## Directive
Find the string "React" in the listing and report every line that has it.

## Information provided

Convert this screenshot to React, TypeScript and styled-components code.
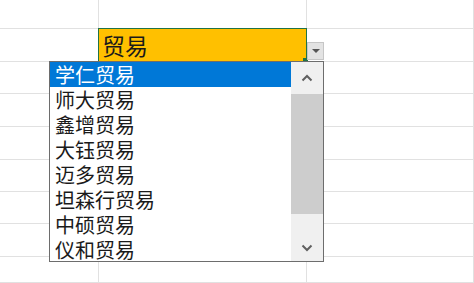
import React from "react";
import styled, { createGlobalStyle } from "styled-components";

const GlobalStyle = createGlobalStyle`
  html, body { margin: 0; padding: 0; background: #ffffff; overflow: hidden; }
  body { font-family: "Noto Sans CJK SC", "Noto Sans", sans-serif; }
  * { box-sizing: border-box; }
`;

const Sheet = styled.div`
  position: relative;
  width: 474px;
  height: 283px;
  overflow: hidden;
  background: #ffffff;
`;

const Grid = styled.div`
  display: grid;
  grid-template-columns: 99px 208px 1fr;
  grid-template-rows: 29px 33px 32px 33px 33px 32px 32px 33px 1fr;
  width: 100%;
  height: 100%;
`;

const Cell = styled.div<{ $active?: boolean }>`
  position: relative;
  border-right: 1px solid #e1e1e1;
  border-bottom: 1px solid #e1e1e1;
  background: ${(p) => (p.$active ? "#ffc000" : "#ffffff")};
  display: flex;
  align-items: center;
  padding-left: 3px;
  font-size: 23px;
  color: #1a1a1a;
  line-height: 1;
  ${(p) =>
    p.$active &&
    `
    &::after {
      content: "";
      position: absolute;
      left: -1px; top: -1px; right: -1px; bottom: -1px;
      border: 1px solid #217346;
      pointer-events: none;
    }
  `}
`;

const CellText = styled.span`
  position: relative;
`;

const FillHandle = styled.div`
  position: absolute;
  left: 303px;
  top: 58px;
  width: 5px;
  height: 4px;
  background: #217346;
`;

const DropButton = styled.div`
  position: absolute;
  left: 307px;
  top: 42px;
  width: 17px;
  height: 18px;
  background: #e3e3e3;
  border: 1px solid #c6c6c6;
  display: flex;
  align-items: center;
  justify-content: center;
`;

const Triangle = styled.div`
  width: 0;
  height: 0;
  border-left: 4px solid transparent;
  border-right: 4px solid transparent;
  border-top: 4px solid #555555;
`;

const List = styled.div`
  position: absolute;
  left: 49px;
  top: 61px;
  width: 275px;
  height: 201px;
  border: 1px solid #6d6d6d;
  background: #ffffff;
  display: flex;
  overflow: hidden;
`;

const Items = styled.div`
  flex: 1;
  display: flex;
  flex-direction: column;
`;

const Item = styled.div<{ $selected?: boolean }>`
  height: 25px;
  flex: 0 0 25px;
  padding-left: 5px;
  display: flex;
  align-items: center;
  font-size: 20px;
  line-height: 1;
  color: ${(p) => (p.$selected ? "#ffffff" : "#1a1a1a")};
  background: ${(p) => (p.$selected ? "#0078d7" : "transparent")};
  white-space: nowrap;
`;

const Scrollbar = styled.div`
  width: 32px;
  display: flex;
  flex-direction: column;
  background: #f0f0f0;
`;

const ArrowBox = styled.div`
  height: 32px;
  flex: 0 0 32px;
  display: flex;
  align-items: center;
  justify-content: center;
`;

const Thumb = styled.div`
  height: 120px;
  flex: 0 0 120px;
  background: #cdcdcd;
`;

const Track = styled.div`
  flex: 1;
  display: flex;
  align-items: flex-end;
  justify-content: center;
  padding-bottom: 9px;
`;

const Chevron = ({ up }: { up?: boolean }) => (
  <svg width="12" height="8" viewBox="0 0 12 8">
    <path
      d={up ? "M1.5 6.5 L6 2 L10.5 6.5" : "M1.5 1.5 L6 6 L10.5 1.5"}
      fill="none"
      stroke="#606060"
      strokeWidth="2"
    />
  </svg>
);

const items = [
  "学仁贸易",
  "师大贸易",
  "鑫增贸易",
  "大钰贸易",
  "迈多贸易",
  "坦森行贸易",
  "中硕贸易",
  "仪和贸易",
];

export default function App() {
  const rows = 9;
  const cols = 3;
  const cells: React.ReactNode[] = [];
  for (let r = 0; r < rows; r++) {
    for (let c = 0; c < cols; c++) {
      const active = r === 1 && c === 1;
      cells.push(
        <Cell key={`${r}-${c}`} $active={active}>
          {active && <CellText>贸易</CellText>}
        </Cell>
      );
    }
  }
  return (
    <>
      <GlobalStyle />
      <Sheet>
        <Grid>{cells}</Grid>
        <FillHandle />
        <DropButton>
          <Triangle />
        </DropButton>
        <List>
          <Items>
            {items.map((t, i) => (
              <Item key={t} $selected={i === 0}>
                {t}
              </Item>
            ))}
          </Items>
          <Scrollbar>
            <ArrowBox>
              <Chevron up />
            </ArrowBox>
            <Thumb />
            <Track>
              <Chevron />
            </Track>
          </Scrollbar>
        </List>
      </Sheet>
    </>
  );
}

## Result for this exercise
Convert this screenshot to React, TypeScript and styled-components code.
import React from "react";
  const cells: React.ReactNode[] = [];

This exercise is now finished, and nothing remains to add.